Deux options intermédiaires existent pourtant. La première est déjà mise en œuvre : l’arrivée des F‑35B permet non seulement de remplacer la famille Harrier – dans ses branches britannique ou américaine –, mais aussi d’accroître le champ des possibles (2). La deuxième est plus radicale et consiste à partir non de l’avion, mais de l’hélicoptère, et à considérer les options liées aux convertibles (« tiltrotors »), à rotors basculants. Basiquement, ces machines couplent les avantages du décollage et de l’atterrissage vertical avec une vitesse de croisière plus importante que celle de l’hélicoptère et, potentiellement, un plus grand rayon d’action et une charge utile accrue, que ce soit en masse et en volume. Pour les marines, cela implique également des bâtiments plus simples, moins coûteux et éventuellement plus petits ; et une revalorisation du concept de porte-­aéronefs et de sea control ship (3).

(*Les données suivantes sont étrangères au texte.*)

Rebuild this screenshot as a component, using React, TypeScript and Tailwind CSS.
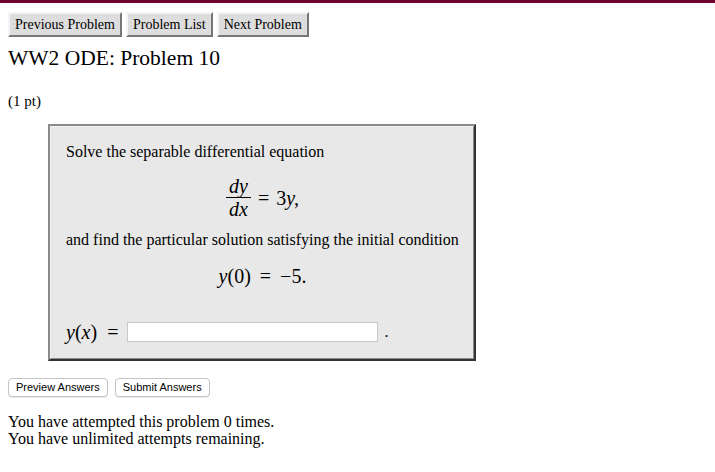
const serif = "font-['Liberation_Serif','Times_New_Roman',serif]";

function NavButton({ label }: { label: string }) {
  return (
    <button className="h-[25px] px-[5px] bg-[#dddddd] text-[14px] text-black border-2 border-t-[#f4f4f4] border-l-[#f4f4f4] border-r-[#777] border-b-[#777] leading-none">
      {label}
    </button>
  );
}

function SmallButton({ label }: { label: string }) {
  return (
    <button className="h-[19px] px-[7px] bg-white text-[11px] leading-none text-black border border-[#c4c4c4] rounded-[4px] font-['Liberation_Sans',Arial,sans-serif] shadow-[0_1px_1px_rgba(0,0,0,0.08)]">
      {label}
    </button>
  );
}

export default function App() {
  return (
    <div className={`min-h-[472px] bg-white text-black ${serif}`}>
      <div className="h-[3px] bg-[#6e0032]" />

      <div className="px-2 pt-[9px]">
        <div className="flex gap-[4px]">
          <NavButton label="Previous Problem" />
          <NavButton label="Problem List" />
          <NavButton label="Next Problem" />
        </div>

        <h1 className="mt-[8px] text-[21.5px] leading-[26px]">WW2 ODE: Problem 10</h1>

        <p className="mt-[22px] text-[15px] leading-[17px]">(1 pt)</p>

        <div className="mt-[14px] ml-[40px] w-[428px] border-2 border-t-[#8a8a8a] border-l-[#8a8a8a] border-r-[#333] border-b-[#333]">
          <div className="border border-t-[#f2f2f2] border-l-[#f2f2f2] border-r-[#8a8a8a] border-b-[#8a8a8a] bg-[#e8e8e8] pl-[15px] pr-[8px] pt-[16px] pb-[14px] text-[16px] leading-[18px] whitespace-nowrap">
            <p>Solve the separable differential equation</p>

            <div className="mt-[14px] flex justify-center items-center italic text-[20px] pr-[6px]">
              <div className="flex flex-col items-center leading-[22px]">
                <span className="px-[2px]">dy</span>
                <span className="block h-px w-[25px] bg-black" />
                <span className="px-[2px]">dx</span>
              </div>
              <span className="not-italic ml-[7px]">=</span>
              <span className="ml-[7px]">
                <span className="not-italic">3</span>y,
              </span>
            </div>

            <p className="mt-[11px]">and find the particular solution satisfying the initial condition</p>

            <div className="mt-[15px] flex justify-center text-[20px] leading-[24px] pr-[6px]">
              <span>
                <i>y</i>(0)<span className="mx-[9px]">=</span>−5.
              </span>
            </div>

            <div className="mt-[32px] flex items-center text-[20px] leading-[24px]">
              <span>
                <i>y</i>(<i>x</i>)<span className="ml-[10px]">=</span>
              </span>
              <input
                type="text"
                className="ml-[9px] h-[20px] w-[251px] bg-white border border-[#c8c8c8] outline-none"
              />
              <span className="ml-[6px] text-[16px]">.</span>
            </div>
          </div>
        </div>

        <div className="mt-[17px] flex gap-[7px]">
          <SmallButton label="Preview Answers" />
          <SmallButton label="Submit Answers" />
        </div>

        <div className="mt-[16px] text-[16px] leading-[17px]">
          <p>You have attempted this problem 0 times.</p>
          <p>You have unlimited attempts remaining.</p>
        </div>
      </div>
    </div>
  );
}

Séduisante en théorie, cette option ne va pourtant pas de soi. D’une part, parce que leur maturation technologique a été compliquée : l’expérience du MV‑22 Osprey, dont les premiers travaux de conception remontent aux années 1980, montre que sa fiabilisation a été longue et s’est avérée coûteuse, en vies comme budgétairement (4). Cela n’est que le reflet de la complexité de la solution technologique du basculement des rotors… et leur connexion permettant la continuation du vol en cas de perte de l’un des deux moteurs. D’autre part, parce que le nombre de designs de convertibles est pour l’heure extrêmement limité et que leur navalisation, si elle est native pour le MV‑22, n’implique pas – du moins encore – une réelle polyvalence en termes de capacités de combat naval.

Cependant, il faut aussi constater que ces options ne sont pas inexistantes. Le V‑22 Osprey a certes d’abord été conçu comme une machine de manœuvre au bénéfice des Marines, comme transport de forces spéciales pour l’US Air Force et comme transport pour l’US Navy (COD – Carrier on board delivery). Mais dès la fin des années 1980, un SV‑22 de lutte anti-­sous-marine (ASM) est évoqué, la machine étant considérée comme pouvant recevoir rapidement un sonar à immersion variable, une boule optronique, un radar ventral et des torpilles. Du reste, sa charge utile – jusqu’à neuf tonnes dans un compartiment cargo volumineux – augure la possibilité d’une soute. Il resterait cependant limité à des fonctions ASM, antinavires ou encore de ravitaillement en vol. Sa manœuvrabilité ne lui permettrait pas de devenir une plateforme de défense aérienne. Mais avec un coût unitaire de plus de 70 millions de dollars et l’heure de vol de l’ordre des 10 000 dollars, le V‑22 reste compétitif par rapport à un F‑35B (135 millions, 42 000 dollars l’heure de vol).